> [TASK REQUIREMENTS]: Reproduce the listing below exactly. Pictures do not belong in the copy.

> [MATERIAL]:
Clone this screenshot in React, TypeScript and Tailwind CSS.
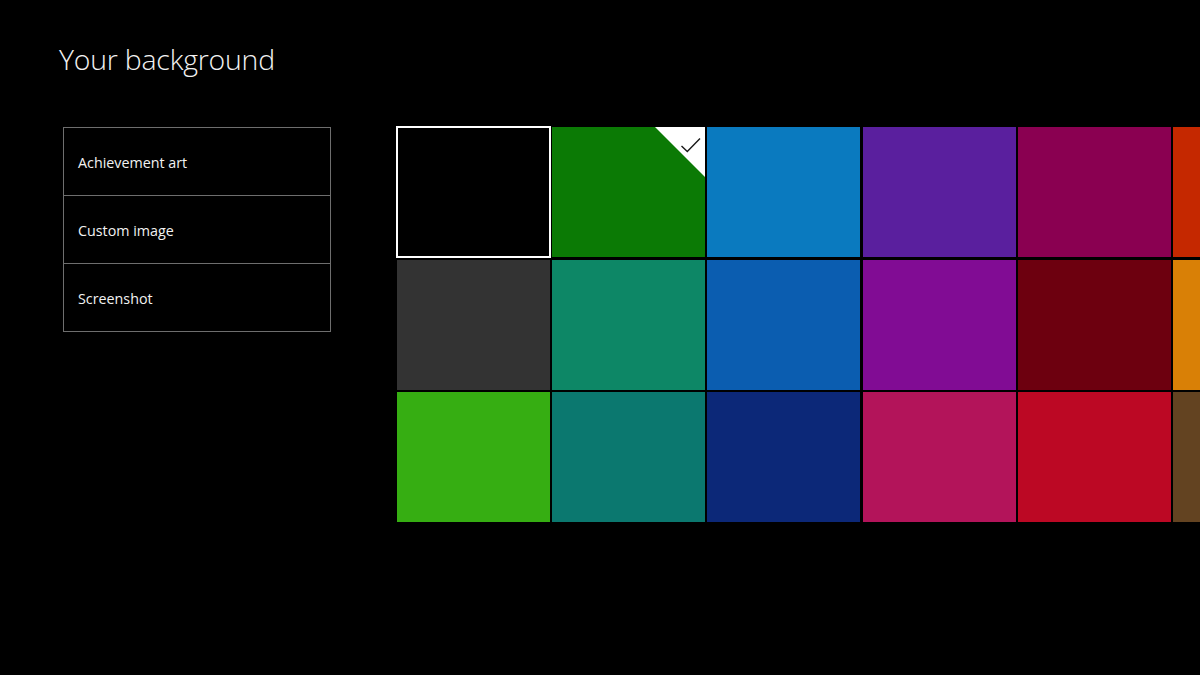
const tiles: string[] = [
  "bg-[#000000]",
  "bg-[#0b7a05]",
  "bg-[#0a7abf]",
  "bg-[#5a1f9e]",
  "bg-[#8a0051]",
  "bg-[#c52800]",
  "bg-[#333333]",
  "bg-[#0d8766]",
  "bg-[#0b5db0]",
  "bg-[#810c94]",
  "bg-[#6d000f]",
  "bg-[#d98006]",
  "bg-[#36ae12]",
  "bg-[#0b786f]",
  "bg-[#0c2878]",
  "bg-[#b3145a]",
  "bg-[#bc0824]",
  "bg-[#634321]",
];

const options = ["Achievement art", "Custom image", "Screenshot"];

export default function App() {
  return (
    <div className="w-[1200px] h-[675px] bg-black overflow-hidden font-['Open_Sans','Noto_Sans',sans-serif] text-[#f2f2f2]">
      <h1 className="pl-[59px] pt-[41px] text-[28.4px] leading-[36px] font-light tracking-[-0.2px]">
        Your background
      </h1>

      <div className="flex mt-[50px]">
        {/* source list */}
        <div className="ml-[63px] w-[268px] h-[205px] shrink-0 border border-[#6e6e6e] flex flex-col">
          {options.map((o, i) => (
            <div
              key={o}
              className={`flex-1 flex items-center pl-[14px] pt-[3px] text-[14.3px] ${i > 0 ? "border-t border-[#6e6e6e]" : ""}`}
            >
              {o}
            </div>
          ))}
        </div>

        {/* colour grid */}
        <div className="ml-[66px] grid grid-cols-[repeat(6,153px)] grid-rows-[repeat(3,130px)] gap-x-[2.2px] gap-y-[2.6px] shrink-0">
          {tiles.map((c, i) => (
            <div
              key={i}
              className={`relative ${c} ${i === 0 ? "outline-2 outline-white outline-offset-[-1px]" : ""}`}
            >
              {i === 1 && (
                <svg className="absolute top-0 right-0" width="50" height="50" viewBox="0 0 50 50">
                  <polygon points="0,0 50,0 50,50" fill="#fff" />
                  <polyline
                    points="26.5,19 32.3,24.5 45,11.5"
                    fill="none"
                    stroke="#1a1a1a"
                    strokeWidth="1.4"
                  />
                </svg>
              )}
            </div>
          ))}
        </div>
      </div>
    </div>
  );
}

> [SOLUTION TO THE PROBLEM]:
Clone this screenshot in React, TypeScript and Tailwind CSS.
const tiles: string[] = [
  "bg-[#000000]",
  "bg-[#0b7a05]",
  "bg-[#0a7abf]",
  "bg-[#5a1f9e]",
  "bg-[#8a0051]",
  "bg-[#c52800]",
  "bg-[#333333]",
  "bg-[#0d8766]",
  "bg-[#0b5db0]",
  "bg-[#810c94]",
  "bg-[#6d000f]",
  "bg-[#d98006]",
  "bg-[#36ae12]",
  "bg-[#0b786f]",
  "bg-[#0c2878]",
  "bg-[#b3145a]",
  "bg-[#bc0824]",
  "bg-[#634321]",
];

const options = ["Achievement art", "Custom image", "Screenshot"];

export default function App() {
  return (
    <div className="w-[1200px] h-[675px] bg-black overflow-hidden font-['Open_Sans','Noto_Sans',sans-serif] text-[#f2f2f2]">
      <h1 className="pl-[59px] pt-[41px] text-[28.4px] leading-[36px] font-light tracking-[-0.2px]">
        Your background
      </h1>

      <div className="flex mt-[50px]">
        {/* source list */}
        <div className="ml-[63px] w-[268px] h-[205px] shrink-0 border border-[#6e6e6e] flex flex-col">
          {options.map((o, i) => (
            <div
              key={o}
              className={`flex-1 flex items-center pl-[14px] pt-[3px] text-[14.3px] ${i > 0 ? "border-t border-[#6e6e6e]" : ""}`}
            >
              {o}
            </div>
          ))}
        </div>

        {/* colour grid */}
        <div className="ml-[66px] grid grid-cols-[repeat(6,153px)] grid-rows-[repeat(3,130px)] gap-x-[2.2px] gap-y-[2.6px] shrink-0">
          {tiles.map((c, i) => (
            <div
              key={i}
              className={`relative ${c} ${i === 0 ? "outline-2 outline-white outline-offset-[-1px]" : ""}`}
            >
              {i === 1 && (
                <svg className="absolute top-0 right-0" width="50" height="50" viewBox="0 0 50 50">
                  <polygon points="0,0 50,0 50,50" fill="#fff" />
                  <polyline
                    points="26.5,19 32.3,24.5 45,11.5"
                    fill="none"
                    stroke="#1a1a1a"
                    strokeWidth="1.4"
                  />
                </svg>
              )}
            </div>
          ))}
        </div>
      </div>
    </div>
  );
}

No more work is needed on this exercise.